The Canadian Cancer Society is recommending that people stay within existing daily limits of aspartame consumption and is encouraging more studies on the artificial sweetener after the World Health Organization deemed it “possibly carcinogenic.”
The classification “means that there’s limited evidence suggesting that it may cause cancer in humans and that additional research is needed,” said Elizabeth Holmes, director of health policy at the Canadian Cancer Society, in an interview on Friday.
Holmes said the society welcomes research proposals on aspartame and will consider funding them.
Two WHO-affiliated agencies conducted two independent reviews to assess health risks associated with consumption of aspartame, which is commonly found in diet beverages, gum and sugar-free sweet treats such as syrup or gelatin dessert.
In reviewing available studies in both humans and animals, the International Agency for Research on Cancer (IARC) and the Food and Agriculture Organization Joint Expert Committee on Food Additives (JECFA) found limited evidence that aspartame could be associated with a type of liver cancer.But the findings could not rule out the possibility that other variables might account for the link.
Better studies, including randomized controlled trials, are needed to determine more definitively whether or not aspartame causes cancer, the study summary said.
There was “no convincing evidence” to suggest current recommendations on safely eating or drinking aspartame should be changed, it said.
Health Canada and the WHO both recommend a daily limit of 40 mg of aspartame per kilogram of body weight.
A WHO news release breaks it down: since a can of diet soda contains about 200 – 300 mg of aspartame, an adult who weighs 70 kg would need to consume more than nine to 14 cans per day to exceed that limit.
David Ma, a professor of nutritional sciences at the University of Guelph, said the daily aspartame consumption of most Canadians likely falls within that limit.
“Unfortunately, there are probably a few individuals drinking (above) that level. So those would be the ones that should be most concerned about their intake,” Ma said.
In an emailed statement, Health Canada said it will review the research and “determine whether action is needed for aspartame in Canada based on the scientific data in the full reports.”
The WHO has four classification levels for items assessed for their potential to cause cancer: carcinogenic to humans, probably carcinogenic to humans, possibly carcinogenic to humans, and not classifiable as to its carcinogenicity to humans.
Those levels are based on how strong the evidence is that something, including food, drink, chemicals and environmental hazards, is linked with cancer.
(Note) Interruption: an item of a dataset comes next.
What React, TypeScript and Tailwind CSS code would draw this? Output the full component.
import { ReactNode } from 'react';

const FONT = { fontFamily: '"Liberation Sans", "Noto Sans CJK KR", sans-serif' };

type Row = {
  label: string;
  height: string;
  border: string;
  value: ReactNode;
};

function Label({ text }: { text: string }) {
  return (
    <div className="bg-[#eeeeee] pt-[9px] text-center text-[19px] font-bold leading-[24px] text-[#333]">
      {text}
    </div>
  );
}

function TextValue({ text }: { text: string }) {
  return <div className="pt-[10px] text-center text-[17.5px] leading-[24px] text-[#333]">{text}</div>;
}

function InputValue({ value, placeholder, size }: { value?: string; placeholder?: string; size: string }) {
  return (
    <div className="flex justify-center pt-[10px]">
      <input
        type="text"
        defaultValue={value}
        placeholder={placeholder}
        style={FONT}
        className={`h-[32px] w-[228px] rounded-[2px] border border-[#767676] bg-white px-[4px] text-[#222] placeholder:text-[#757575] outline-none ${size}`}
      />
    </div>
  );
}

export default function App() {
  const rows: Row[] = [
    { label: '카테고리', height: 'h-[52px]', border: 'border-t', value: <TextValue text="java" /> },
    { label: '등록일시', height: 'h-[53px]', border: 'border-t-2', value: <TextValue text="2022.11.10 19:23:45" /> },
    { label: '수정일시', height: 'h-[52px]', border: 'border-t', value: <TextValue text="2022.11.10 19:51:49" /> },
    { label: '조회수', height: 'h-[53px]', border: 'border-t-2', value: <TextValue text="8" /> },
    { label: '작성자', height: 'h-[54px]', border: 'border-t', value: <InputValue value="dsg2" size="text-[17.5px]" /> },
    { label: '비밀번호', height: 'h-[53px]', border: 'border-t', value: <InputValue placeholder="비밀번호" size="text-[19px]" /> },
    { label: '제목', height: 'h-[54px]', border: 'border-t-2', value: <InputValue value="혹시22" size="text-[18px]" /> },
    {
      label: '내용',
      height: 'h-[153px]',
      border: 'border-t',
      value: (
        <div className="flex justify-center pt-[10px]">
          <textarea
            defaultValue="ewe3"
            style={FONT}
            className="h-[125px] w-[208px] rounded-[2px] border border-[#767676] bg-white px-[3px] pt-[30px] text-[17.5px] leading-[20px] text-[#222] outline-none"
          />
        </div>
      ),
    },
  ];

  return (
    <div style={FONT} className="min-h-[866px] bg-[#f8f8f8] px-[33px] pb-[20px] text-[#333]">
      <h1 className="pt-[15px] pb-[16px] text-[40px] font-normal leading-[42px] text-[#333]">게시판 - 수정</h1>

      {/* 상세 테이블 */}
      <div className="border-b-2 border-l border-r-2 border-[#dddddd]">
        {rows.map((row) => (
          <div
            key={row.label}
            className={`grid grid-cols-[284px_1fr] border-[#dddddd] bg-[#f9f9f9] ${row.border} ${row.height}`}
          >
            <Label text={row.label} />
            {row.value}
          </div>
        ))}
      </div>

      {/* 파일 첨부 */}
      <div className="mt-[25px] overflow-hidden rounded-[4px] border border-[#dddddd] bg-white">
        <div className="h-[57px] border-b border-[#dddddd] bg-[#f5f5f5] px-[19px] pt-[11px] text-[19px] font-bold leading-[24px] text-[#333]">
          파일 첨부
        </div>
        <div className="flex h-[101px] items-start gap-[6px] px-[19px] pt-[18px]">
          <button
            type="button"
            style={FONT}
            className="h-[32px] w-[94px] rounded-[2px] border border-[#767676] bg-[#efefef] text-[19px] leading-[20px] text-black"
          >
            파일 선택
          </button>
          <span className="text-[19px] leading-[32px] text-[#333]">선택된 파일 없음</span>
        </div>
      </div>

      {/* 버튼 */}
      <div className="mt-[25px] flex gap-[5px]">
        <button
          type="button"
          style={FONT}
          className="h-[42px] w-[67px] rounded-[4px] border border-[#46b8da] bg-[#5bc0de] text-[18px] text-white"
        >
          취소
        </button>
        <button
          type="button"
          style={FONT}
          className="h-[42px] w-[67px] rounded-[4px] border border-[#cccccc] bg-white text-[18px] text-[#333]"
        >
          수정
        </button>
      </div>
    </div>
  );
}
The classification levels aren’t a statement about the “degree of risk” of developing cancer. The risk often varies with the amount consumed or levels of exposure. The type of cancer the food or drink is linked to also varies.
Tobacco, alcohol and processed meat are among more than 120 items currently classified as carcinogenic on the WHO’s website. There are more than 90 items listed as “probable” carcinogens, including red meat.
When it comes to “possible” carcinogens such as aspartame, more than 320 items are listed. They include many chemicals, such as chloroform and lead.
It’s important to think of substances listed as carcinogenic, probably carcinogenic or possibly carcinogenic as “hazards” rather than “risks,” Ma said.
For example, driving a car is inherently a hazard, he said. But the risk of injury is lowered by actions that we take.
“We accept that because overall, on a daily basis, millions and millions of people drive and the risk is relatively low because we put on our seat belt, we follow the rules of the road, we do not drive dangerously at high speeds,” Ma said.
Similarly, aspartame is a “hazard” but “the level of risk is low” if we don’t consume too much, he said.